:: Task goal ::
Locate the string "this" throughout the material and copy every line in which it occurs.

(Records with interface code)
*-*-*
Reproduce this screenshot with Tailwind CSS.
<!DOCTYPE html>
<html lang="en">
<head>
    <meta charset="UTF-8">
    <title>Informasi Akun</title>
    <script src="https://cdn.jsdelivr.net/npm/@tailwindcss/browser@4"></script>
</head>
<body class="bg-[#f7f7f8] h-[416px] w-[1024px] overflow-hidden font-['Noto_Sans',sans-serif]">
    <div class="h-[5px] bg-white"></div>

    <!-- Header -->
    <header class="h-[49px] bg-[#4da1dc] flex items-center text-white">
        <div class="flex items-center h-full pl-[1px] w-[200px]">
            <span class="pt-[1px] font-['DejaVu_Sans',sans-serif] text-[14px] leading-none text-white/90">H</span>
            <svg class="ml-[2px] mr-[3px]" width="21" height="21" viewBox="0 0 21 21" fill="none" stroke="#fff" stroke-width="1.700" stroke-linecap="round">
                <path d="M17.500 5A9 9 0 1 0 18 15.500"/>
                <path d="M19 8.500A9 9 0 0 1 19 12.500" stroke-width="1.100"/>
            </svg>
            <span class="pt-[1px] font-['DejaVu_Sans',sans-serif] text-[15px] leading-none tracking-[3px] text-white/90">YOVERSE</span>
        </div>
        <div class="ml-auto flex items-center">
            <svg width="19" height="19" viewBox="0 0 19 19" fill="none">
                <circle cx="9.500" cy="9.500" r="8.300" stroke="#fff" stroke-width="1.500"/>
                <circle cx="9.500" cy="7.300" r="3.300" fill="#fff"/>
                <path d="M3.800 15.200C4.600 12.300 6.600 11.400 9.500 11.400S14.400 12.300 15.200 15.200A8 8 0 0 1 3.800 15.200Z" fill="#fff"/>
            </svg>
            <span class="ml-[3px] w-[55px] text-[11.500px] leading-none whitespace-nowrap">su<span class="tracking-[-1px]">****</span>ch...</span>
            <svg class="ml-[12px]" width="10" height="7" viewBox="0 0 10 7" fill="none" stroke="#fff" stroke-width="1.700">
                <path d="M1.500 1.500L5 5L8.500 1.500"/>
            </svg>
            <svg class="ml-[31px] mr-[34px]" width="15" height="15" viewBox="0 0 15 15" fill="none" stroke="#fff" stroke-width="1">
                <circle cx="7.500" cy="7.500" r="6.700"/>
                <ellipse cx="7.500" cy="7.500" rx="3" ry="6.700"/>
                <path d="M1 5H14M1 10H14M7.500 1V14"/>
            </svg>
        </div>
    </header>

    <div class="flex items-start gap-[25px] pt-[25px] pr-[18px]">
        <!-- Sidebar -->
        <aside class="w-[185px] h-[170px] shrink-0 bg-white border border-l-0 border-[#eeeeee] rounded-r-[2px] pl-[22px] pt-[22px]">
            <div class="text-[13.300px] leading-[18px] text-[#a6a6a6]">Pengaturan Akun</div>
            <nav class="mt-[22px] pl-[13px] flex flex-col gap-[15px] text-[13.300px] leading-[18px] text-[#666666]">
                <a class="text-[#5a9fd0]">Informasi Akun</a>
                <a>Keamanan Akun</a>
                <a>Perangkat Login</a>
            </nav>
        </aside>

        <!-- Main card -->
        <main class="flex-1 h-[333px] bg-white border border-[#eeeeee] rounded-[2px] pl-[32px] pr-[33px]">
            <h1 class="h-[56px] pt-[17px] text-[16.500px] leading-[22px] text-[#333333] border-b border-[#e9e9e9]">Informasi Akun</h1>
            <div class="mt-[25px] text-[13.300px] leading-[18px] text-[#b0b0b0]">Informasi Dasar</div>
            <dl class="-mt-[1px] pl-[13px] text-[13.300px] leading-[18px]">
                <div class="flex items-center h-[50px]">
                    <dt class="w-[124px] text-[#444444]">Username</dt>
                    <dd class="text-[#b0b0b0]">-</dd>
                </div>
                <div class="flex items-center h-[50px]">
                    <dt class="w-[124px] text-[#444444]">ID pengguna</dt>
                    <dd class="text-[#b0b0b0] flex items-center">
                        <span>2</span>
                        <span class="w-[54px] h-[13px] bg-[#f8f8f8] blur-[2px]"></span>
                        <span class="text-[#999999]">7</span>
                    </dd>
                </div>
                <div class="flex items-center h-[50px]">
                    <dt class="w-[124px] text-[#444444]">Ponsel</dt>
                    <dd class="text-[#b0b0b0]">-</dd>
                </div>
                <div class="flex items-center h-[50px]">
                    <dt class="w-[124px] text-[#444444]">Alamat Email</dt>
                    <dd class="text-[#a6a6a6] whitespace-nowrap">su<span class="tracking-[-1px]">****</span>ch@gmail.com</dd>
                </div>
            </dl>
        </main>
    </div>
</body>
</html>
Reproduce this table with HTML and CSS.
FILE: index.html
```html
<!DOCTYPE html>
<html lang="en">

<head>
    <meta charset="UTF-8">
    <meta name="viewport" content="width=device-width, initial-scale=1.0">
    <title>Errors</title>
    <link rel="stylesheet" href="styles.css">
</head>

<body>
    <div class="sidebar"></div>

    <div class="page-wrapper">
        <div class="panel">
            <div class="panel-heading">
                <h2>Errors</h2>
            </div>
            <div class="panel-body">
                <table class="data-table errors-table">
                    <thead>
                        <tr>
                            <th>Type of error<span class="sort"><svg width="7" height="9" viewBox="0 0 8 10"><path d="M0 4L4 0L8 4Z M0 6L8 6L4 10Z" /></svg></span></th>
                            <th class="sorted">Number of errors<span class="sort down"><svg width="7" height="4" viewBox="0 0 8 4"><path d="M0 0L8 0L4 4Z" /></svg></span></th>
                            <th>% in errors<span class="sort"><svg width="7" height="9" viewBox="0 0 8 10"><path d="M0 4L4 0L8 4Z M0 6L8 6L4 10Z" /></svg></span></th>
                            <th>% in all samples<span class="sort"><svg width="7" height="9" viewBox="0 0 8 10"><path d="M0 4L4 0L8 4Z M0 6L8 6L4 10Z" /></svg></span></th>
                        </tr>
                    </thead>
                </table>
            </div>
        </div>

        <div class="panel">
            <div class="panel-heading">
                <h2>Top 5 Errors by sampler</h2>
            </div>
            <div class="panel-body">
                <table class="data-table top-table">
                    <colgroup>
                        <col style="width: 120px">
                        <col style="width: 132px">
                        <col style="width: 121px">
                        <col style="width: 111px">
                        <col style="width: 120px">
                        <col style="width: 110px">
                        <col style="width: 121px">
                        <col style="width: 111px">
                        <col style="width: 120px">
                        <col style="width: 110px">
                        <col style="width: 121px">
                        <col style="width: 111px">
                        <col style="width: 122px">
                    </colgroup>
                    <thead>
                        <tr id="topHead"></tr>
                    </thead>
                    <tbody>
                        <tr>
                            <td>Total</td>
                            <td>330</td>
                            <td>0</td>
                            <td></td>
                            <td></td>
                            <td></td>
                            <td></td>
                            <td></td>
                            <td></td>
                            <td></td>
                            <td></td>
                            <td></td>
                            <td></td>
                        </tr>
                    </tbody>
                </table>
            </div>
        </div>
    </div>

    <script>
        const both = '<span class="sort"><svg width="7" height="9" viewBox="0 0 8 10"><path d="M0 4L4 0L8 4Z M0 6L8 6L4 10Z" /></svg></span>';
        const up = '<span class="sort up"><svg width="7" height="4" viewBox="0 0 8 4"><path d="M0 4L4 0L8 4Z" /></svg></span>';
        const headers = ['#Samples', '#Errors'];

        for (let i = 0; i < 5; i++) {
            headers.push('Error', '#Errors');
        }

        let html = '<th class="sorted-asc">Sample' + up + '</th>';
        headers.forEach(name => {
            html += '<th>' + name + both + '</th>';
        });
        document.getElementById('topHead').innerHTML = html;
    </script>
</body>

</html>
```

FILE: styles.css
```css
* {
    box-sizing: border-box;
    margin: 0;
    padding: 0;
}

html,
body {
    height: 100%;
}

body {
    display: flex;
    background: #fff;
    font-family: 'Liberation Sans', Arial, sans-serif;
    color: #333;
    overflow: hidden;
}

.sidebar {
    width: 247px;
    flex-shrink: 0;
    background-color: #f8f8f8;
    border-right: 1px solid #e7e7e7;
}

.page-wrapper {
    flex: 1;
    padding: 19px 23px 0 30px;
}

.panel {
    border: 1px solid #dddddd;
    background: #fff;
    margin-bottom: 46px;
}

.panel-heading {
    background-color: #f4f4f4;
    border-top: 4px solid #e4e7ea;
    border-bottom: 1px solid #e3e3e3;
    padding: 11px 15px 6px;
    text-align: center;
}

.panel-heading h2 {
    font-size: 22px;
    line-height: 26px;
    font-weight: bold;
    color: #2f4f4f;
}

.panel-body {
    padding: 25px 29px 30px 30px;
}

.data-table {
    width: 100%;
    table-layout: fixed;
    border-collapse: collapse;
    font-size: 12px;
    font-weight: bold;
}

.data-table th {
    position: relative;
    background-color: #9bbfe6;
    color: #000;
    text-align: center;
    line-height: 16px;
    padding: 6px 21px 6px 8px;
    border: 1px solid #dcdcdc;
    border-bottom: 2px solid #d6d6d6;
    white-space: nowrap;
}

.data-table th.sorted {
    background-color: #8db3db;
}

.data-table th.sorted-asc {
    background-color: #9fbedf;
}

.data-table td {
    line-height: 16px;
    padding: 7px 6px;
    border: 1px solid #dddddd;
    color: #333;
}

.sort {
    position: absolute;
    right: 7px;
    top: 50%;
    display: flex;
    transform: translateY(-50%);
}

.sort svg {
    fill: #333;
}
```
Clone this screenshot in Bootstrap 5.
*-*-*
:: The reply ::
Reproduce this screenshot with Tailwind CSS.
Reproduce this table with HTML and CSS.
Clone this screenshot in Bootstrap 5.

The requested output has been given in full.